Dealing with the body and the unconscious is a component without which the other strategies of narration remain weak. As a strategy for focusing on its dilemmas, none perhaps is stronger or funnier than Rohinton Mistry’s neurotic constipated character who cannot defecate in his new country.
Middle Passages, New Spaces
Middle Passages refers to the ships that carried Africans to America in the slave trade, passages that transformed people from bearers of one culture into dominated workers in another, much more complex, system of stratification. My own family went through a Middle Passage on a boat called the Zamzam, a European journey bound up with Nazi debasements of slavery, annihilation and genocide, a journey inextricably bound up with the Middle East, not only through the name of the ship. On a table on the deck, a young professor, released from a future of being a plumber’s assistant in Palestine, wrote his first book in English, a book called The Passing of the European Age.
I am fascinated by Middle Passages, by hybridizations, by adjustments and refusals of adjustments, refusals that refuse to stand still but change their bearers.
Among the challenges to describing the new worlds we inhabit are the new places that old identities must negotiate. In a city like Houston, one of the more remarkable of new spaces is the car auction. The auctioneer sounds like a traditional cattle auctioneer, a rapid-fire male voice operating between articulations of price and information and a drone of nonsense filler that allows the ear to distinguish one auctioneer from another. The visual accompaniment is his cowboy dress, weathered face, Stetson hat, tapered jeans, pointed boots and silver buckle. He burbles rapid-fire words into a handkerchief-wrapped microphone, while his youthful male aide on the floor holds up fingers and points in visual pantomime of the bids agreed to by the flick of an eyebrow, the flash of finger, the nod of a head. The Anglo auctioneer and aide have black and white female bookkeepers. On the floor stand a few Texan farmers, vastly outnumbered by Iranians, Lebanese, Saudis, Pakistanis, a few Indians and Vietnamese. The Vietnamese are known as the sharpest dealers; if a Vietnamese bidder looks serious, others will drop out. The Saudis dress in the flashiest clothes, go for the big fancy cars and have little competition except for the occasional Anglo-Texan dealer. Most of the others dress down in American casual: shorts and t-shirts, jeans and open shirts, as if, in venerable bazaar style, to mask themselves in a air of indeterminate poverty.

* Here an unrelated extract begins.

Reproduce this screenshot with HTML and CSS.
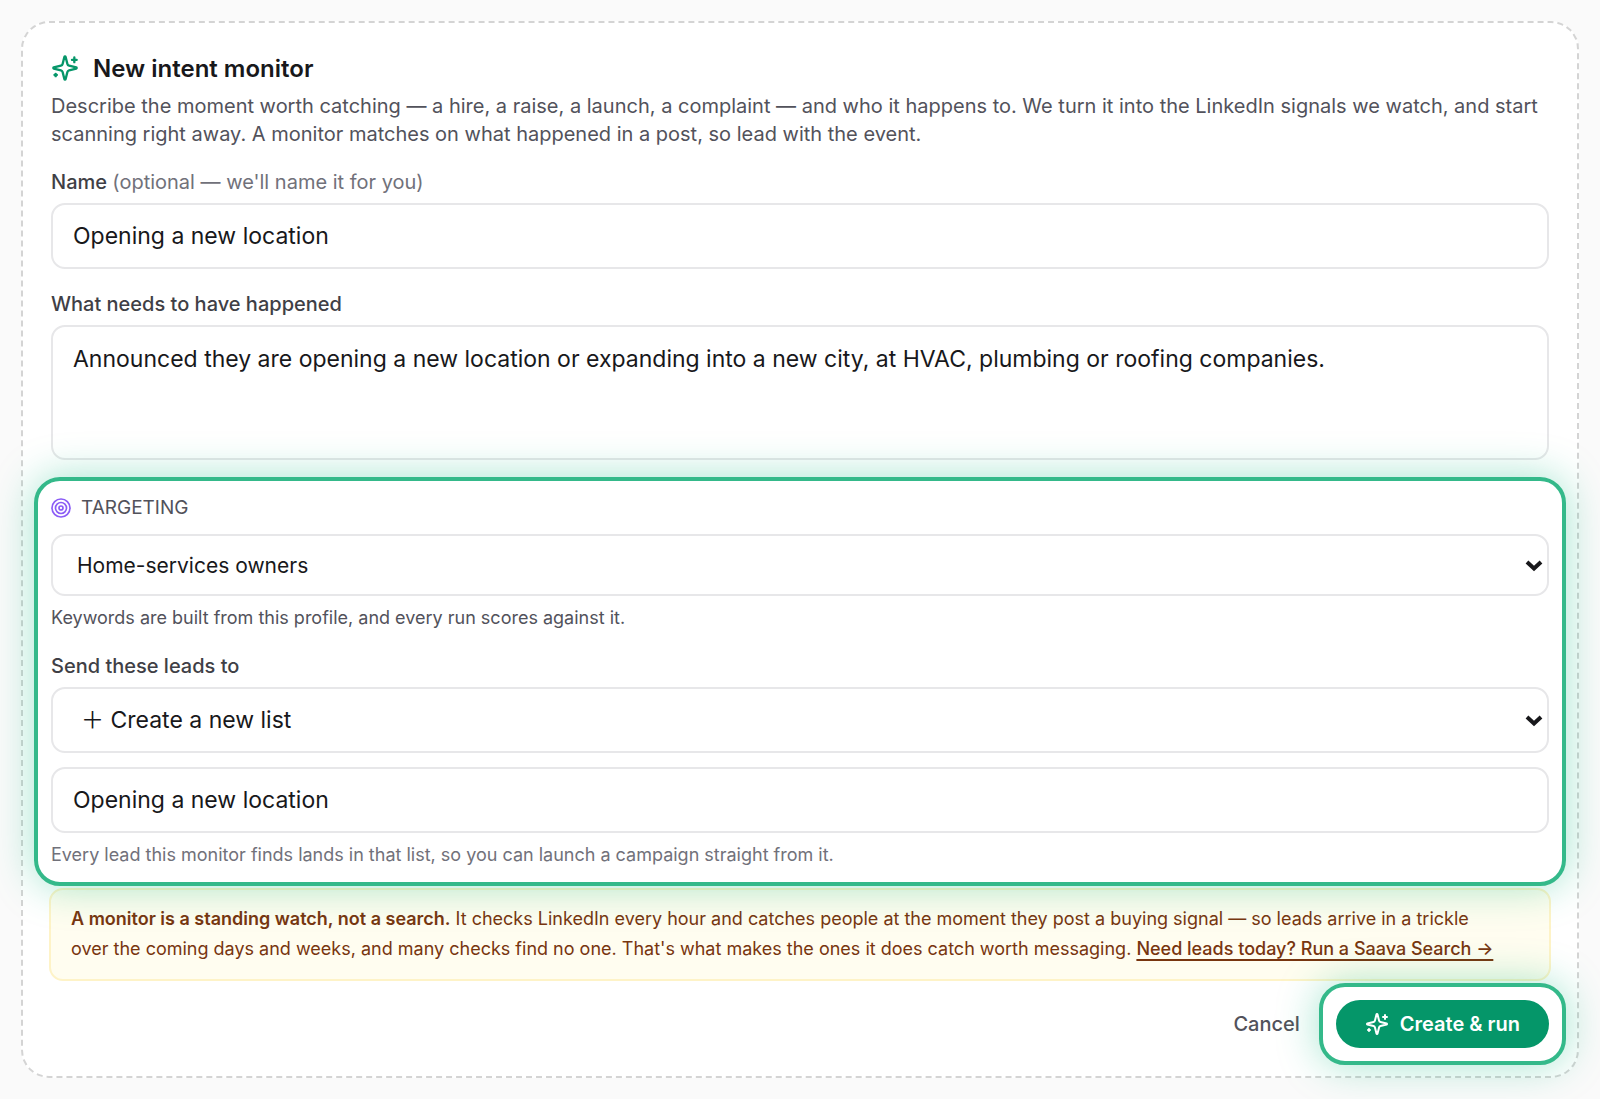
FILE: index.html
```html
<!DOCTYPE html>
<html lang="en">
<head>
    <meta charset="utf-8">
    <meta name="viewport" content="width=device-width, initial-scale=1">
    <title>New intent monitor</title>
    <link rel="stylesheet" href="styles.css">
</head>
<body>

<form class="card">
    <!-- Heading -->
    <div class="card-title">
        <svg class="icon-title" viewBox="0 0 24 24" aria-hidden="true">
            <path d="M9.94 15.5A2 2 0 0 0 8.5 14.06l-6.14-1.58a.5.5 0 0 1 0-.96L8.5 9.94A2 2 0 0 0 9.94 8.5l1.58-6.14a.5.5 0 0 1 .96 0l1.58 6.14a2 2 0 0 0 1.44 1.44l6.14 1.58a.5.5 0 0 1 0 .96l-6.14 1.58a2 2 0 0 0-1.44 1.44l-1.58 6.14a.5.5 0 0 1-.96 0z"/>
            <path d="M20 3v4M22 5h-4M4 17v2M5 18H3"/>
        </svg>
        <h1>New intent monitor</h1>
    </div>
    <p class="intro">Describe the moment worth catching — a hire, a raise, a launch, a complaint — and who it happens to. We turn it into the LinkedIn signals we watch, and start scanning right away. A monitor matches on what happened in a post, so lead with the event.</p>

    <label class="label" for="monitorName">Name <span class="optional">(optional — we'll name it for you)</span></label>
    <input class="field" type="text" id="monitorName" value="Opening a new location">

    <label class="label" for="monitorEvent">What needs to have happened</label>
    <textarea class="field field-area" id="monitorEvent">Announced they are opening a new location or expanding into a new city, at HVAC, plumbing or roofing companies.</textarea>

    <!-- Targeting and destination list -->
    <div class="spotlight targeting">
        <label class="section-label" for="profile">
            <svg class="icon-target" viewBox="0 0 24 24" aria-hidden="true">
                <circle cx="12" cy="12" r="10.8"/>
                <circle cx="12" cy="12" r="6.6"/>
                <circle cx="12" cy="12" r="2.4"/>
            </svg>
            TARGETING
        </label>
        <div class="select-wrap">
            <select class="field field-profile" id="profile">
                <option>Home-services owners</option>
            </select>
            <svg class="chevron" viewBox="0 0 16 10" aria-hidden="true"><path d="M1 1l7 6.5L15 1"/></svg>
        </div>
        <p class="hint hint-dark">Keywords are built from this profile, and every run scores against it.</p>

        <label class="label" for="leadList">Send these leads to</label>
        <div class="select-wrap">
            <select class="field field-list" id="leadList">
                <option>＋ Create a new list</option>
            </select>
            <svg class="chevron" viewBox="0 0 16 10" aria-hidden="true"><path d="M1 1l7 6.5L15 1"/></svg>
        </div>
        <input class="field field-new-list" type="text" id="listName" aria-label="New list name" value="Opening a new location">
        <p class="hint">Every lead this monitor finds lands in that list, so you can launch a campaign straight from it.</p>
    </div>

    <p class="notice"><strong>A monitor is a standing watch, not a search.</strong> It checks LinkedIn every hour and catches people at the moment they post a buying signal — so leads arrive in a trickle over the coming days and weeks, and many checks find no one. That's what makes the ones it does catch worth messaging. <a href="#search">Need leads today? Run a Saava Search →</a></p>

    <!-- Actions -->
    <div class="actions">
        <button type="button" class="cancel">Cancel</button>
        <div class="spotlight submit-wrap">
            <button type="submit" class="submit">
                <svg class="icon-submit" viewBox="0 0 24 24" aria-hidden="true">
                    <path d="M9.94 15.5A2 2 0 0 0 8.5 14.06l-6.14-1.58a.5.5 0 0 1 0-.96L8.5 9.94A2 2 0 0 0 9.94 8.5l1.58-6.14a.5.5 0 0 1 .96 0l1.58 6.14a2 2 0 0 0 1.44 1.44l6.14 1.58a.5.5 0 0 1 0 .96l-6.14 1.58a2 2 0 0 0-1.44 1.44l-1.58 6.14a.5.5 0 0 1-.96 0z"/>
                    <path d="M20 3v4M22 5h-4M4 17v2M5 18H3"/>
                </svg>
                Create &amp; run
            </button>
        </div>
    </div>
</form>

</body>
</html>
```
FILE: styles.css
```css
* {
    box-sizing: border-box;
}

body {
    margin: 0;
    padding: 21px;
    background: #fafafa;
    color: #18181b;
    font-family: Inter, "Liberation Sans", "Noto Sans CJK SC", sans-serif;
}

h1,
p {
    margin: 0;
}

button,
input,
select,
textarea {
    font-family: inherit;
}

.card {
    padding: 28px 28px 11px;
    border: 2px dashed #d4d4d4;
    border-radius: 28px;
    background: #fff;
}

.card-title {
    display: flex;
    align-items: center;
    gap: 14px;
    height: 34px;
}

.card-title h1 {
    font-size: 24px;
    font-weight: 600;
}

.icon-title,
.icon-submit,
.icon-target,
.chevron {
    flex: none;
    fill: none;
    stroke: currentColor;
    stroke-width: 2;
    stroke-linecap: round;
    stroke-linejoin: round;
}

.icon-title {
    width: 28px;
    height: 28px;
    color: #059669;
}

.intro {
    margin: 7px 0 20px;
    color: #52525b;
    font-size: 20px;
    line-height: 28px;
}

.label {
    display: block;
    margin-bottom: 7px;
    color: #3f3f46;
    font-size: 20px;
    font-weight: 500;
    line-height: 28px;
}

.optional {
    color: #71717a;
    font-weight: 400;
}

.field {
    display: block;
    width: 100%;
    height: 66px;
    padding: 0 20px;
    border: 2px solid #e7e7e9;
    border-radius: 14px;
    background: #fff;
    color: #18181b;
    font-size: 23px;
}

input.field {
    margin-bottom: 21px;
}

.field-area {
    height: 135px;
    margin-bottom: 17px;
    padding: 14px 20px;
    line-height: 36px;
    resize: none;
}

/* Green ring with a soft glow that falls over its neighbours */
.spotlight {
    position: relative;
    z-index: 1;
    border: 4px solid #34b98a;
    border-radius: 26px;
    box-shadow: 0 0 42px rgba(16, 185, 129, 0.38);
}

.targeting {
    margin: 0 -17px;
    padding: 13px 13px;
}

.section-label {
    display: flex;
    align-items: center;
    gap: 10px;
    margin-bottom: 12px;
    color: #52525b;
    font-size: 19px;
    line-height: 28px;
}

.icon-target {
    width: 20px;
    height: 20px;
    color: #8b5cf6;
}

.select-wrap {
    position: relative;
}

select.field {
    padding: 0 24px;
    appearance: none;
}

select.field-profile {
    height: 62px;
    font-size: 21px;
}

select.field-list {
    padding: 0 28px;
}

.chevron {
    position: absolute;
    top: 50%;
    right: 7px;
    width: 16px;
    height: 10px;
    margin-top: -4px;
    stroke-linecap: butt;
    stroke-linejoin: miter;
    stroke-width: 4;
    overflow: visible;
    pointer-events: none;
}

.hint {
    color: #71717a;
    font-size: 18px;
    line-height: 28px;
}

.hint-dark {
    margin: 8px 0 20px;
    color: #52525b;
}

input.field-new-list {
    margin: 14px 0 8px;
}

.notice {
    margin: 2px -2px 0;
    padding: 14px 43px 15px 20px;
    border: 2px solid #fef3c7;
    border-radius: 14px;
    background: #fffdf0;
    color: #78350f;
    font-size: 18px;
    line-height: 30px;
}

.notice strong {
    font-weight: 600;
}

.notice a {
    color: inherit;
    font-weight: 500;
    text-decoration-thickness: 2px;
    text-underline-offset: 4px;
}

.actions {
    display: flex;
    justify-content: flex-end;
    align-items: center;
    gap: 19px;
    margin: 2px -17px 0 0;
}

.cancel,
.submit {
    border: 0;
    background: none;
    color: #52525b;
    font-size: 20px;
    font-weight: 500;
    cursor: pointer;
}

.cancel {
    padding: 0;
}

.submit-wrap {
    padding: 13px;
    background: #fff;
}

.submit {
    display: flex;
    align-items: center;
    gap: 11px;
    height: 48px;
    padding: 0 29px;
    border-radius: 24px;
    background: #059669;
    color: #fff;
    font-weight: 600;
}

.icon-submit {
    width: 24px;
    height: 24px;
}
```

Multiculturalism takes on a new form in these spaces, both like and unlike the older urban immigrant entrepots of New York and Chicago. What fascinates me in these spaces, places and passages are the cultural translations. We need a new map of America that begins to envision the pilgrimage sites that Indians are establishing among the Hindu temples of North America, the establishment of a little Tehran in Los Angeles. We need the resources of the immigrant imagination. Above all, we need attention to the discourses immigrants use in making sense of their own lives, in comparing their own value systems with their new settings, or in forging philosophically resonant frames that draw on the genres, tropes, metaphors and imagery of both old and new cultural settings. Are there afsaneh — moral parables, folktales like those that power the Thousand and One Nights, Kalileh and Dimneh, the Shahnameh — that provide wombs of imaginative growth — new soil? The stories that are told about marriages and funerals are a kind of folktale in the making: These ethnographic fragments are the parables of ordinary folk, their lives, their follies, their hard-earned wisdom. Dependents in the future may retell these stories differently and in more seamless, less discordant forms; for the moment they serve as birth pangs of something new.

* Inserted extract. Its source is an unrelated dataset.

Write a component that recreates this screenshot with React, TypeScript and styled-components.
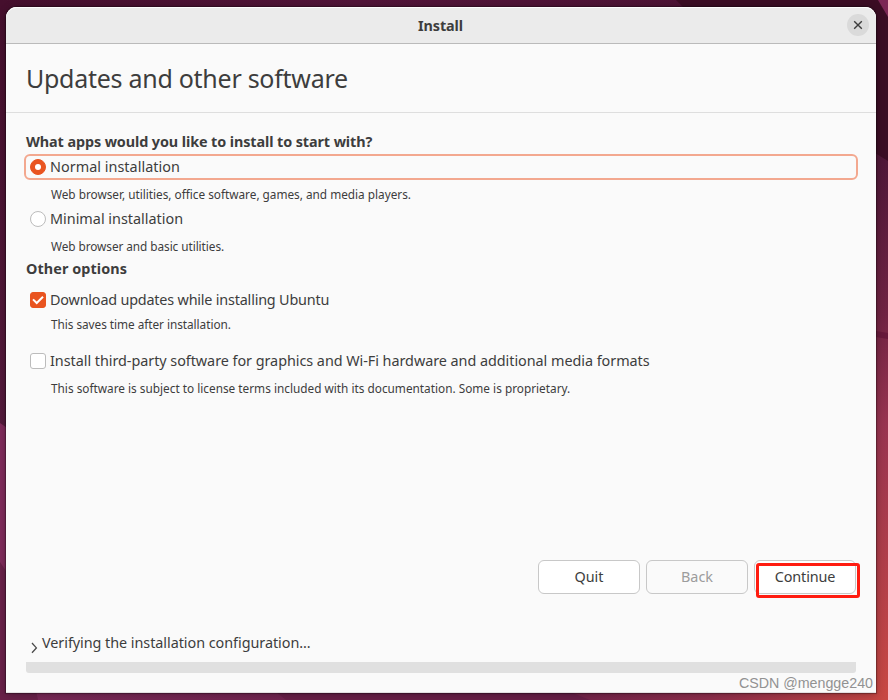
import React from 'react';
import styled, { createGlobalStyle } from 'styled-components';

const GlobalStyle = createGlobalStyle`
  * { box-sizing: border-box; }
  body { margin: 0; overflow: hidden; }
  button { font: inherit; color: inherit; padding: 0; }
`;

const Desktop = styled.div`
  position: relative;
  width: 888px;
  height: 700px;
  padding: 7px 12px 7px 6px;
  overflow: hidden;
  background: #4a1333;
  font-family: 'Noto Sans', 'Open Sans', sans-serif;
  color: #3d3d3d;
`;

const Wallpaper = styled.svg`
  position: absolute;
  inset: 0;
`;

const Window = styled.main`
  position: relative;
  display: flex;
  flex-direction: column;
  height: 686px;
  background: #fafafa;
  border-radius: 11px 11px 0 0;
  box-shadow: 0 0 1px 1px rgba(0, 0, 0, 0.3), 0 1px 8px rgba(0, 0, 0, 0.3), inset 0 -1px #e2dfe1;
`;

const TitleBar = styled.header`
  display: grid;
  grid-template-columns: 36px 1fr 36px;
  align-items: center;
  height: 37px;
  background: #ebebeb;
  border-bottom: 1px solid #bababa;
  border-radius: 11px 11px 0 0;
  box-shadow: inset 0 1px #fdfdfd;
`;

const WindowTitle = styled.h1`
  grid-column: 2;
  margin: 2px 1px 0 0;
  text-align: center;
  font-size: 14.4px;
  line-height: 20px;
  letter-spacing: -0.1px;
`;

const CloseButton = styled.button`
  display: grid;
  place-items: center;
  width: 22px;
  height: 22px;
  margin-left: 7px;
  border: 0;
  border-radius: 50%;
  background: #dadada;
`;

const PageHeader = styled.div`
  height: 69px;
  padding: 17px 20px 0;
  border-bottom: 1px solid #dedede;
`;

const PageTitle = styled.h2`
  margin: 0;
  font-size: 25px;
  font-weight: 400;
  line-height: 34px;
  letter-spacing: -0.27px;
`;

const Content = styled.section`
  display: flex;
  flex-direction: column;
  flex: 1;
  padding: 19px 18px 20px;
`;

const SectionTitle = styled.h3<{ $gap: number; $tracking: number }>`
  margin: 0 2px ${p => p.$gap}px;
  font-size: 14.4px;
  line-height: 20px;
  letter-spacing: ${p => p.$tracking}px;
  white-space: nowrap;
`;

const Option = styled.label<{ $focused?: boolean; $tracking?: number }>`
  display: flex;
  align-items: center;
  gap: 4px;
  height: 26px;
  padding: 0 4px;
  border: 2px solid ${p => (p.$focused ? '#f3a88f' : 'transparent')};
  border-radius: 6px;
  font-size: 14.4px;
  line-height: 20px;
  letter-spacing: ${p => p.$tracking ?? 0}px;
  white-space: nowrap;
`;

const Radio = styled.span<{ $checked?: boolean }>`
  flex: none;
  display: grid;
  place-items: center;
  width: 16px;
  height: 16px;
  border: 1px solid ${p => (p.$checked ? '#e95420' : '#bcbcbc')};
  border-radius: 50%;
  background: ${p => (p.$checked ? '#e95420' : '#fff')};

  &::after {
    content: '';
    width: 6px;
    height: 6px;
    border-radius: 50%;
    background: #fff;
  }
`;

const Check = styled.span<{ $checked?: boolean }>`
  flex: none;
  display: grid;
  place-items: center;
  width: 16px;
  height: 16px;
  border: 1px solid ${p => (p.$checked ? '#e95420' : '#bcbcbc')};
  border-radius: 3px;
  background: ${p => (p.$checked ? '#e95420' : '#fff')};
`;

const Hint = styled.p<{ $top: number; $bottom: number; $tracking: number }>`
  margin: ${p => p.$top}px 0 ${p => p.$bottom}px 27px;
  font-size: 11.8px;
  line-height: 16px;
  letter-spacing: ${p => p.$tracking}px;
  white-space: nowrap;
`;

const Actions = styled.div`
  display: flex;
  justify-content: flex-end;
  gap: 6px;
  margin: auto 2px 39px;
`;

const ActionSlot = styled.div`
  position: relative;
`;

const ActionButton = styled.button<{ $tracking?: number }>`
  display: block;
  width: 102px;
  height: 34px;
  border: 1px solid #c8c8c8;
  border-radius: 6px;
  background: #fff;
  font-size: 14.4px;
  line-height: 20px;
  letter-spacing: ${p => p.$tracking ?? 0}px;

  &:disabled {
    background: #fafafa;
    color: #9c9c9c;
  }
`;

const Highlight = styled.span`
  position: absolute;
  left: 2px;
  top: 3px;
  width: 104px;
  height: 35px;
  border: 3px solid #ff1c10;
  border-radius: 3px;
`;

const Status = styled.div`
  display: flex;
  align-items: flex-start;
  gap: 4px;
  height: 21px;
  padding-left: 7px;
  font-size: 14.4px;
  line-height: 20px;
  letter-spacing: -0.05px;

  svg { margin-top: 9px; }
`;

const ProgressTrack = styled.div`
  height: 11px;
  margin: 8px 2px 0;
  background: #e0e0e0;
  border-radius: 0 0 3px 3px;
`;

const Watermark = styled.span`
  position: absolute;
  right: 15px;
  bottom: 8px;
  font: 14.25px/18px 'Liberation Sans', sans-serif;
  color: #929292;
  white-space: nowrap;
`;

export default function App() {
  return (
    <>
      <GlobalStyle />
      <Desktop>
        <Wallpaper width="888" height="700" viewBox="0 0 888 700" aria-hidden="true">
          <defs>
            <linearGradient id="left" x1="0" y1="0" x2="0" y2="1">
              <stop offset="0" stopColor="#450f2d" />
              <stop offset="1" stopColor="#5e2145" />
            </linearGradient>
            <linearGradient id="top" x1="0" y1="0" x2="1" y2="0">
              <stop offset="0" stopColor="#450f2d" />
              <stop offset="0.4" stopColor="#521539" />
              <stop offset="1" stopColor="#4b1233" />
            </linearGradient>
            <linearGradient id="right" x1="0" y1="0" x2="0" y2="1">
              <stop offset="0" stopColor="#4d1737" />
              <stop offset="0.3" stopColor="#702342" />
              <stop offset="0.5" stopColor="#983450" />
              <stop offset="1" stopColor="#c84843" />
            </linearGradient>
            <linearGradient id="bottom" x1="0" y1="0" x2="1" y2="0">
              <stop offset="0" stopColor="#792957" />
              <stop offset="0.6" stopColor="#6b2049" />
              <stop offset="0.8" stopColor="#8e2e4c" />
              <stop offset="1" stopColor="#c84843" />
            </linearGradient>
          </defs>
          <path d="M0 0H440V690H0Z" fill="url(#left)" />
          <path d="M0 0H888V20H0Z" fill="url(#top)" />
          <path d="M676 0H888V170H870L690 14Z" fill="#3b0d24" />
          <path d="M878 0H888V17Z" fill="#7c2755" />
          <path d="M870 150L888 161V700H870Z" fill="url(#right)" />
          <path d="M870 300L888 302V339L870 336Z" fill="#852b49" opacity="0" />
          <path d="M870 330L888 333V339L870 336Z" fill="#681a3b" />
          <path d="M0 423L10 430V700H0Z" fill="#802b5b" />
          <path d="M0 690H888V700H0Z" fill="url(#bottom)" />
          <path d="M0 562L12 580L38 700H0Z" fill="#692149" />
          <path d="M276 692H570L590 700H286Z" fill="#681f47" />
        </Wallpaper>
        <Window>
          <TitleBar>
            <WindowTitle>Install</WindowTitle>
            <CloseButton aria-label="Close">
              <svg width="10" height="10" viewBox="0 0 10 10">
                <path d="M1.2 1.2L8.8 8.8M8.8 1.2L1.2 8.8" stroke="#3d3d3d" strokeWidth="1.4" />
              </svg>
            </CloseButton>
          </TitleBar>
          <PageHeader>
            <PageTitle>Updates and other software</PageTitle>
          </PageHeader>
          <Content>
            <SectionTitle $gap={2} $tracking={-0.1}>What apps would you like to install to start with?</SectionTitle>
            <Option $focused $tracking={0.03}>
              <Radio $checked />
              Normal installation
            </Option>
            <Hint $top={6} $bottom={4} $tracking={-0.01}>
              Web browser, utilities, office software, games, and media players.
            </Hint>
            <Option>
              <Radio />
              Minimal installation
            </Option>
            <Hint $top={6} $bottom={5} $tracking={-0.06}>Web browser and basic utilities.</Hint>
            <SectionTitle $gap={8} $tracking={0.08}>Other options</SectionTitle>
            <Option $tracking={-0.195}>
              <Check $checked>
                <svg width="12" height="10" viewBox="0 0 12 10">
                  <path d="M1 4.4L4.7 8L11 1.7" fill="none" stroke="#fff" strokeWidth="2" />
                </svg>
              </Check>
              Download updates while installing Ubuntu
            </Option>
            <Hint $top={3} $bottom={16} $tracking={-0.04}>This saves time after installation.</Hint>
            <Option $tracking={-0.045}>
              <Check />
              Install third-party software for graphics and Wi-Fi hardware and additional media formats
            </Option>
            <Hint $top={6} $bottom={0} $tracking={0.005}>
              This software is subject to license terms included with its documentation. Some is proprietary.
            </Hint>
            <Actions>
              <ActionButton>Quit</ActionButton>
              <ActionButton disabled>Back</ActionButton>
              <ActionSlot>
                <ActionButton $tracking={-0.15}>Continue</ActionButton>
                <Highlight />
              </ActionSlot>
            </Actions>
            <Status>
              <svg width="7" height="12" viewBox="0 0 7 12">
                <path d="M1 1L5.4 5.9L1 10.8" fill="none" stroke="#4a4a4a" strokeWidth="1.3" />
              </svg>
              Verifying the installation configuration...
            </Status>
            <ProgressTrack />
          </Content>
        </Window>
        <Watermark>CSDN @mengge240</Watermark>
      </Desktop>
    </>
  );
}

Toward a Stable Civil Society
The introduction of alternative perspectives is the strong, poetic way of combating monolingual, monocultural intolerance, a much stronger way than the industry of Orientalist-bashing that serves only to solidify the very Orientalist categories that the critics claim to want to destroy. By paying attention to strong poetic multicultural voices, we can provide the kind of expansion of the educational curriculum and political discourse that will respond to the demographic changes occurring both within the US and in the world at large.
Whether or not postmodernisms as writing and reading strategies are passing fads, postmodernity is an established sociological reality. This article is not a manifesto. It merely suggests approaches to mapping of emergent realities. If we are to create pluralist, civil societies, we will have to pay attention to the perspectives that are registered in multicultural media: These media are the places that show how different perspectives can survive in the same social space.
Endnote
[1] The Thamudis, Abdullah al-Udhari reminds us, are the worshipers of 70 gods in North Arabia. The Thamudis mocked the prophet Salih. Salih prayed to God. God shook the mountain, giving birth to a red, pregnant she-camel. The Thamudis killed the she-camel, and as Salih warned, the people’s faces turned yellow, red, then black before they died; Gabriel screamed, ripping their hearts, bursting their ears, killing them, and a fire came down from heaven and burned them.